# waldo's new bed



## waldo (Feb 16, 2015)

this is an envelop bed i found on pinterest. waldo loves to burrow and snuggle so i thought it would great for him. it was super super easy to make!!


----------



## Chiluv04 (Dec 19, 2013)

Cute pics. Pinterest is filled with awesome ideas. There's always awesome recipe ideas on there. I've saved so many lol. But have yet to make any! Tomorrow I'm going to make a white chicken chili. I can't wait. I've only made it once before.


----------



## lulu'smom (Jan 4, 2012)

Waldo is such a doll, and I love his name!! Great bed! Lulu has 3 of those types of beds. 1 is a Susan Lanci cuddle cup and 2 were made for her by Pidgeonsheep--one of the members on here. She especially loves them after a bath! If I had not read about chis loving to borough and snuggle under cover on the internet, I would have fought Lulu to the death over wanting to burying under the heaviest covers at the foot of the bed and sleep 100mph!!


----------



## pigeonsheep (Nov 8, 2008)

lol lulu'smom close on the spelling!   if you have any updated pics of lulu in it i would be more than happy to post em up on my fb ^^ so glad ur still using them!

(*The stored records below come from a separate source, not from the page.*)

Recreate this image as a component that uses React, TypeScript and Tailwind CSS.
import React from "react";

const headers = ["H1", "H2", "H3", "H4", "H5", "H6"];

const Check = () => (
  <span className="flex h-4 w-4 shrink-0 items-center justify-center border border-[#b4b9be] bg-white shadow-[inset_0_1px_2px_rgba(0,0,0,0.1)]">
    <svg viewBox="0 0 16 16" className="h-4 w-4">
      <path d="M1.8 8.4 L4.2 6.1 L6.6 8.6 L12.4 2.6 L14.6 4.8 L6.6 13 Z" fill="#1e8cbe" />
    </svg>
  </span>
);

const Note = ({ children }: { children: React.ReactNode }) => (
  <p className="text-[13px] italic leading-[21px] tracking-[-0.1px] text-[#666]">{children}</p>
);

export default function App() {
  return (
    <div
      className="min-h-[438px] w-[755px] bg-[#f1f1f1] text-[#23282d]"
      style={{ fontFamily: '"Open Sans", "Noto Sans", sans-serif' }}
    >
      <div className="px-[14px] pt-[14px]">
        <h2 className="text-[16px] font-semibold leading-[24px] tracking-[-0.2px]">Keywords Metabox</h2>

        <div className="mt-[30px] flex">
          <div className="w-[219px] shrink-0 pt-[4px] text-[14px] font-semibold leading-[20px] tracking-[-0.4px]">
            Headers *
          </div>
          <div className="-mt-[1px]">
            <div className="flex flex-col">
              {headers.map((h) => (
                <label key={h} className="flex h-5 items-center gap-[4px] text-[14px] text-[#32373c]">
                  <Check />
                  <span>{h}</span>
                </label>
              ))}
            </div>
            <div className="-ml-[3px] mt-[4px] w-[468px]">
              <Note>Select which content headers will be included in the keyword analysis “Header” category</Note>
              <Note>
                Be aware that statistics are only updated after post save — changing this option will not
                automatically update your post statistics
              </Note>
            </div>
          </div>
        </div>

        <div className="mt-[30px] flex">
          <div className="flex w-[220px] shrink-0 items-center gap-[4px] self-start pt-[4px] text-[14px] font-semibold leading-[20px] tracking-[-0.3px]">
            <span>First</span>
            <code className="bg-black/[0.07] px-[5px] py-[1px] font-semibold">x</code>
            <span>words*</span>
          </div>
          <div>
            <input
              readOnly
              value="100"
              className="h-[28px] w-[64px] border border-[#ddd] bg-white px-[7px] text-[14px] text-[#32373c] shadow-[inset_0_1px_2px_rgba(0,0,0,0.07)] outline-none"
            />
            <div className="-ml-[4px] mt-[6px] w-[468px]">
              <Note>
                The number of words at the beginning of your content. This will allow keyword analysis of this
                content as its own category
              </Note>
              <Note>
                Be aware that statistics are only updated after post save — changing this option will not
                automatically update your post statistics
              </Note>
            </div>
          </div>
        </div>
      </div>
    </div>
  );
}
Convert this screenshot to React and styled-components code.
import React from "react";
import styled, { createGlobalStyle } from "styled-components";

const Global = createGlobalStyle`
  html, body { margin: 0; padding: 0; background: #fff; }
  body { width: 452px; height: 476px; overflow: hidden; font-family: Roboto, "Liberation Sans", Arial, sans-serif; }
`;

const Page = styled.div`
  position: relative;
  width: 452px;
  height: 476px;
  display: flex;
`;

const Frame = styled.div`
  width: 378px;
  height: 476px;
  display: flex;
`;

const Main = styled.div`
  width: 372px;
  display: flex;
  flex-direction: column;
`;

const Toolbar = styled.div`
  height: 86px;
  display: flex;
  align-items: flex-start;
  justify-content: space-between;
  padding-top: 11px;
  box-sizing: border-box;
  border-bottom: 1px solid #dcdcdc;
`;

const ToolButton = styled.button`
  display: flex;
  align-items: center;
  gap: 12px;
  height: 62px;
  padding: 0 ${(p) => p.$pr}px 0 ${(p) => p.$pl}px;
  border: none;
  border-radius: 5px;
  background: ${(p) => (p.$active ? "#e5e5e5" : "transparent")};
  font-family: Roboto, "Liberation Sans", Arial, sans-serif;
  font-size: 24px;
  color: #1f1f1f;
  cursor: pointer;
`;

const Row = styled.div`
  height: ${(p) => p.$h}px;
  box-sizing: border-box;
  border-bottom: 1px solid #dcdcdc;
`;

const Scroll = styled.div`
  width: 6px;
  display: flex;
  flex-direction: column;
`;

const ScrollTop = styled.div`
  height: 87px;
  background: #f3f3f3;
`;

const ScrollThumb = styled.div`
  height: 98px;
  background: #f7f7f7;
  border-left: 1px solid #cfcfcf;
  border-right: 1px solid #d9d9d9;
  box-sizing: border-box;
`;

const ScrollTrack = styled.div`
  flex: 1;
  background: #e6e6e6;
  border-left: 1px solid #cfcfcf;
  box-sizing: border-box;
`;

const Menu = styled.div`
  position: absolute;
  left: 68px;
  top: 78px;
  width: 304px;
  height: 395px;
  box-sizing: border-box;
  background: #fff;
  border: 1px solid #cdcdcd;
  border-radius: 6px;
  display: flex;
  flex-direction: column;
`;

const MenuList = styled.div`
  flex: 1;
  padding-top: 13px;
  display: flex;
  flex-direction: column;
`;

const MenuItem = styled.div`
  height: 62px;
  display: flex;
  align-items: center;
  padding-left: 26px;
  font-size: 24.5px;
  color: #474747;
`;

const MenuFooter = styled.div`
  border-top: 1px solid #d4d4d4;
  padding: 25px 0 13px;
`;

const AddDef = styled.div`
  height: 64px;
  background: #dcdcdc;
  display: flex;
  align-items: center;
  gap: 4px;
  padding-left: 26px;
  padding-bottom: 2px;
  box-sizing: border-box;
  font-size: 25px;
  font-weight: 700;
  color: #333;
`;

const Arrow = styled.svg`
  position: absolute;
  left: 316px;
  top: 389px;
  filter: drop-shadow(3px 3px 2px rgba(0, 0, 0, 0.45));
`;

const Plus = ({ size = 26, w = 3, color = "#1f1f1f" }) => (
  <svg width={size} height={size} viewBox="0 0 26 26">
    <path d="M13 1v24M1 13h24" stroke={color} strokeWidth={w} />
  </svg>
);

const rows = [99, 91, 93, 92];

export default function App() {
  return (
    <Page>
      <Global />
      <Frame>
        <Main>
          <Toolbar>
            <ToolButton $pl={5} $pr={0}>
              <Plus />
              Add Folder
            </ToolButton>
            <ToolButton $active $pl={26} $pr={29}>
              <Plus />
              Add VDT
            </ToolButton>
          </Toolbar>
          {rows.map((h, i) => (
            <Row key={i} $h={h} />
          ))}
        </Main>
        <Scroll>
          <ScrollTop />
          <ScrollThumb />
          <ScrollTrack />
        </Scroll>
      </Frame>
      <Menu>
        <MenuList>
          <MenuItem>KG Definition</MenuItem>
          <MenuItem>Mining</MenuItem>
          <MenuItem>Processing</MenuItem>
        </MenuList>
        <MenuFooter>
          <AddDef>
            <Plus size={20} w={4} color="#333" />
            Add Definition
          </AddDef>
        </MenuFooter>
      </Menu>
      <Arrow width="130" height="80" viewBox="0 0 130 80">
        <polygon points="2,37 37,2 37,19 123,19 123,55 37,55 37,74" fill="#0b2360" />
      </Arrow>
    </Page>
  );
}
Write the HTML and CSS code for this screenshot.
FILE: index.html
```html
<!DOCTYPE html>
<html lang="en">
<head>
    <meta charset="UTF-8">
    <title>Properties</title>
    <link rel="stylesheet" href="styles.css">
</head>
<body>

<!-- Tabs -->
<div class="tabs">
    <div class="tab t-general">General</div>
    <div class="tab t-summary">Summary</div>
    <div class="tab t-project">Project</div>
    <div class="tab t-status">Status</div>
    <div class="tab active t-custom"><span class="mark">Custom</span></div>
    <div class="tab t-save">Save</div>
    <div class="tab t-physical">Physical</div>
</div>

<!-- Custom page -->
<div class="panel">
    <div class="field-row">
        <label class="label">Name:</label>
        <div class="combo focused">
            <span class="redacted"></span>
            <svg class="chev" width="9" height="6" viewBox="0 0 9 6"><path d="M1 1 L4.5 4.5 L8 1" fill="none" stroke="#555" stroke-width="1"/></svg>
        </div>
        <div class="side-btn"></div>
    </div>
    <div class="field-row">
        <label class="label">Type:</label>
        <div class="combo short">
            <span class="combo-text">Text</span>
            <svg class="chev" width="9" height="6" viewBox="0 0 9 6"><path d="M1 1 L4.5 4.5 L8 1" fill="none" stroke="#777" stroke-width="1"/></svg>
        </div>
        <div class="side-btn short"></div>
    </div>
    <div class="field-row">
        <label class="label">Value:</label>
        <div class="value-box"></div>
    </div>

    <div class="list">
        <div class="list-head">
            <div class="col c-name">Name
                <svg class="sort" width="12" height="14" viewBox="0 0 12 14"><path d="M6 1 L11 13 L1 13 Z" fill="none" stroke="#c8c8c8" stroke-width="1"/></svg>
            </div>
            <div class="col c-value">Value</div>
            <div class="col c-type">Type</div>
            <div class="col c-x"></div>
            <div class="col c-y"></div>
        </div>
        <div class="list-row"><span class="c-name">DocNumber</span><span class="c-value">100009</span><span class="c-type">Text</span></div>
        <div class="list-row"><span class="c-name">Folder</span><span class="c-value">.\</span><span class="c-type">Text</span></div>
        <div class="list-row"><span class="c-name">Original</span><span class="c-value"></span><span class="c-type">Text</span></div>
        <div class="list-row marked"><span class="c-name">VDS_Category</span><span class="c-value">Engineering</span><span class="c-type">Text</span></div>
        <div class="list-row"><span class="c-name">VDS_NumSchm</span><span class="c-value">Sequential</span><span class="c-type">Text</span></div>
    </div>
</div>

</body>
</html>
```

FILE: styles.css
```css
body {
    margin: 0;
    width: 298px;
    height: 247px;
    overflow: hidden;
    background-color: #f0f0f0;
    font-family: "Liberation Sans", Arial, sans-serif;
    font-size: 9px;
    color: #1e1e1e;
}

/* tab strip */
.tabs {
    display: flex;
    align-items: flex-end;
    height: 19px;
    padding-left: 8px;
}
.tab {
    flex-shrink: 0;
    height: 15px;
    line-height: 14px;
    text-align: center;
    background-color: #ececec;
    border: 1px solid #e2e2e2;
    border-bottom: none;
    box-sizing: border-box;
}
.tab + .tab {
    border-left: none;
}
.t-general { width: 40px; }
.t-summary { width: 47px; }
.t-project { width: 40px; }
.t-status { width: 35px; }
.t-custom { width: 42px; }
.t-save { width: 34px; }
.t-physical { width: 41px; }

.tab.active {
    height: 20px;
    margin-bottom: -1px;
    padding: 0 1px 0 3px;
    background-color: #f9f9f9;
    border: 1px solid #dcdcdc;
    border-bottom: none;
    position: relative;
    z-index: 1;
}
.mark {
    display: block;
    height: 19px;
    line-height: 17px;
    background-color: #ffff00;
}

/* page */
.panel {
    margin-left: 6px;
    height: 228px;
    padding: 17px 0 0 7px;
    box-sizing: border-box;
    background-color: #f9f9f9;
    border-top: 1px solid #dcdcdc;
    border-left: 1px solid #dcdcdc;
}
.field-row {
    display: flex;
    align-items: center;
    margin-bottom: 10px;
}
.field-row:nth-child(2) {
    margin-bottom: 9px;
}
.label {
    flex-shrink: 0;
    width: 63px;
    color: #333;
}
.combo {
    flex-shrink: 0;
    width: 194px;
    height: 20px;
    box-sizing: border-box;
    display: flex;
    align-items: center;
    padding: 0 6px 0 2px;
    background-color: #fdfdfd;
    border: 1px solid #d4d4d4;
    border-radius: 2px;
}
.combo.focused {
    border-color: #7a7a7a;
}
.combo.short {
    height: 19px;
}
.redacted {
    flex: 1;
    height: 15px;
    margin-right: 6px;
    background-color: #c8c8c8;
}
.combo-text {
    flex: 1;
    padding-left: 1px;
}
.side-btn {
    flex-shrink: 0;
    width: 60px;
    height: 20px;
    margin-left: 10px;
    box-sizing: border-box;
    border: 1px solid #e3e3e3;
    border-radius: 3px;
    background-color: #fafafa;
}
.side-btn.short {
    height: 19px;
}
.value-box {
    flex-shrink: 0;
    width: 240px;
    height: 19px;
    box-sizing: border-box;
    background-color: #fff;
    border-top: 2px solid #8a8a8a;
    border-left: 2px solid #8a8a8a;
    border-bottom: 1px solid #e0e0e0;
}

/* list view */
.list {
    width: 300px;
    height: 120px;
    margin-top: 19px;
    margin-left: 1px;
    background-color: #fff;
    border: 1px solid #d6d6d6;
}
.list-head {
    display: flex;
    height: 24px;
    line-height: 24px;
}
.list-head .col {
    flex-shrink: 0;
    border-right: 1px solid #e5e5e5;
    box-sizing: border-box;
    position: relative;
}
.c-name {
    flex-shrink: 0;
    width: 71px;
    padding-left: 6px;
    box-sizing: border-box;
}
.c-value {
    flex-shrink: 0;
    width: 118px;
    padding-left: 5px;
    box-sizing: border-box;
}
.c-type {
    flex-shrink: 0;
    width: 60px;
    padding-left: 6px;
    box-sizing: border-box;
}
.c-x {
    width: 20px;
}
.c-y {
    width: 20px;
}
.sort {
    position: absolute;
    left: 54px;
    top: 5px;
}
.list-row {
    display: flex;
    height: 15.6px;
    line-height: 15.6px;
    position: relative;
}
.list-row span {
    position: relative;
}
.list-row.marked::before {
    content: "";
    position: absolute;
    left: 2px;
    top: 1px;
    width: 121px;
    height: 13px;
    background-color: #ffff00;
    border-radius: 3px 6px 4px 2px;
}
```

waldo looks adorable in that pillow bed!


----------



## zellko (Jul 3, 2013)

That's so comfy looking. I love your beds.


----------



## coco_little_bear (May 30, 2012)

Aww Waldo definitely seems to love his new bed, he looks so comfy in there!


----------



## BasketMichele (Sep 9, 2014)

Great job! I love pinterest. There are so many helpful ideas and great recipes on there.


----------



## Zorana1125 (Oct 24, 2010)

I love Pinterest! I've been on there a lot the past year for wedding and nursery ideas! The bed is so cute and I love the color purple! Great work!


----------



## Natsumi2014 (Mar 5, 2015)

What a cute bed looks comfy and your furbaby loves it


----------